OFFICE OF PERSONNEL MANAGEMENT Et Al. v. AMERICAN FEDERATION OF GOVERNMENT EMPLOYEES, AFL-CIO
Headline: Ruling limits appeals court power, vacates its stay blocking new OPM personnel rules and sends the dispute back to the trial court, restoring lower-court control over enforcement timing for federal employees.
Holding:
- Prevents appeals courts from immediately blocking federal rules in similar emergency appeals.
- Allows district courts to decide preliminary injunctions without an overriding appellate stay.
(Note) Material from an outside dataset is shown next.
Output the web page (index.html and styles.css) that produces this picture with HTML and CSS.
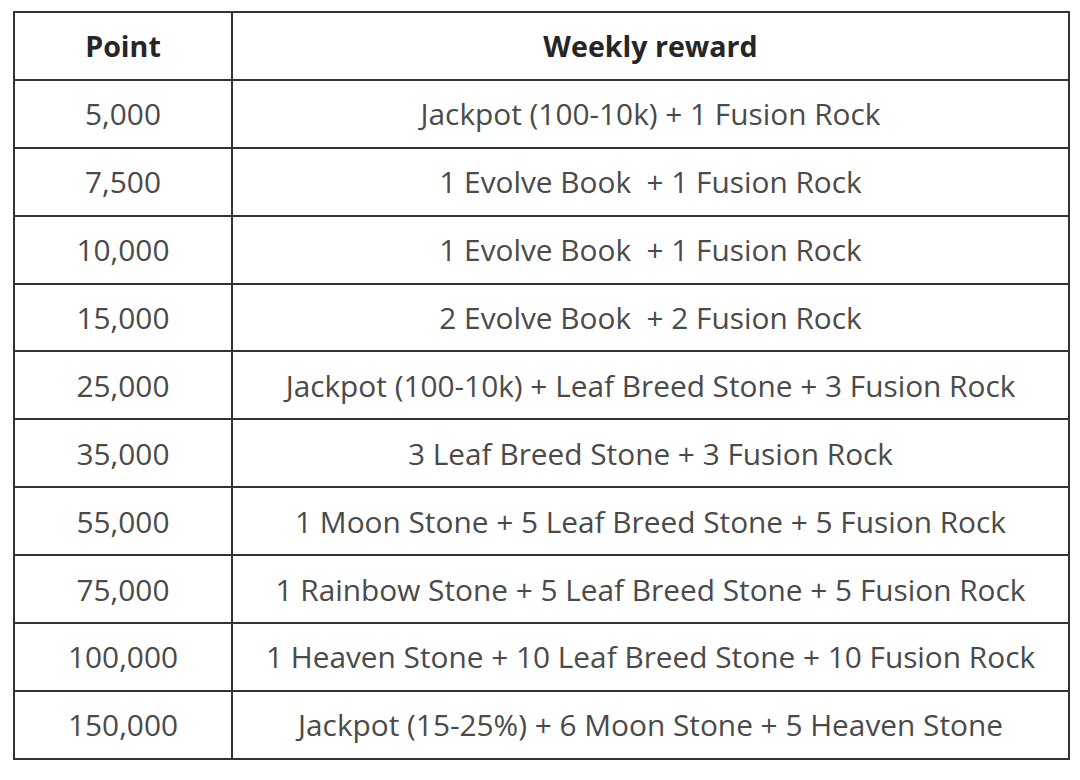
FILE: index.html
```html
<!DOCTYPE html>
<html>
<head>
<meta charset="utf-8">
<link rel="stylesheet" href="styles.css">
</head>
<body>
<table class="rewards">
  <thead>
    <tr><th class="pt">Point</th><th>Weekly reward</th></tr>
  </thead>
  <tbody>
    <tr><td>5,000</td><td>Jackpot (100-10k) + 1 Fusion Rock</td></tr>
    <tr><td>7,500</td><td>1 Evolve Book&nbsp; + 1 Fusion Rock</td></tr>
    <tr><td>10,000</td><td>1 Evolve Book&nbsp; + 1 Fusion Rock</td></tr>
    <tr><td>15,000</td><td>2 Evolve Book&nbsp; + 2 Fusion Rock</td></tr>
    <tr><td>25,000</td><td>Jackpot (100-10k) + Leaf Breed Stone + 3 Fusion Rock</td></tr>
    <tr><td>35,000</td><td>3 Leaf Breed Stone + 3 Fusion Rock</td></tr>
    <tr><td>55,000</td><td>1 Moon Stone + 5 Leaf Breed Stone + 5 Fusion Rock</td></tr>
    <tr><td>75,000</td><td>1 Rainbow Stone + 5 Leaf Breed Stone + 5 Fusion Rock</td></tr>
    <tr><td>100,000</td><td>1 Heaven Stone + 10 Leaf Breed Stone + 10 Fusion Rock</td></tr>
    <tr><td>150,000</td><td>Jackpot (15-25%) + 6 Moon Stone + 5 Heaven Stone</td></tr>
  </tbody>
</table>
</body>
</html>
```
FILE: styles.css
```css
html, body {
  margin: 0;
  padding: 0;
  background: #ffffff;
}
body {
  padding: 11px 0 0 13px;
  font-family: "Open Sans", "Noto Sans", sans-serif;
}
.rewards {
  border-collapse: collapse;
  width: 1057px;
  table-layout: fixed;
}
.rewards th, .rewards td {
  border: 2px solid #333333;
  height: 65.9px;
  padding: 0;
  text-align: center;
  vertical-align: middle;
  font-size: 29.8px;
  color: #4a4a4a;
  white-space: nowrap;
}
.rewards th {
  font-weight: 700;
  color: #262626;
  font-size: 28.6px;
}
.rewards .pt {
  width: 216px;
}
```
- Affects federal agencies and employees facing near-term implementation of new regulations.
Summary
Background
The Office of Personnel Management (OPM) published new personnel rules to give agencies more weight to merit and less to seniority. Congress responded by passing a resolution and later continuing appropriations that temporarily barred implementation funding, setting a fixed effective date for the rules. A federal employees union sought emergency relief in the District Court just days before the rules would take effect; the District Court denied the temporary restraining order, and the union appealed to the Court of Appeals.
Reasoning
The central question was whether the Court of Appeals could immediately review the District Court’s denial of emergency relief and issue a stay preventing implementation. The opinion explains that denials of temporary emergency orders are ordinarily not appealable and that the exceptions relied on by the Court of Appeals did not apply here. The Court of Appeals’ citations (including a footnote from Sampson and earlier circuit decisions) were found inapplicable because the District Court denied relief rather than granting an extraordinary order that would irreversibly alter the status quo. The Chief Justice, acting as Circuit Justice, concluded the appeals court lacked jurisdiction and therefore had no authority to issue the administrative stay.
Real world impact
The Supreme Court vacated the Court of Appeals’ stay and left the matter for the District Court to decide the preliminary injunction. That means the appeals court cannot short-circuit the normal trial-court process in similar situations, and the question whether the new OPM rules may be blocked will be decided in the district court proceeding.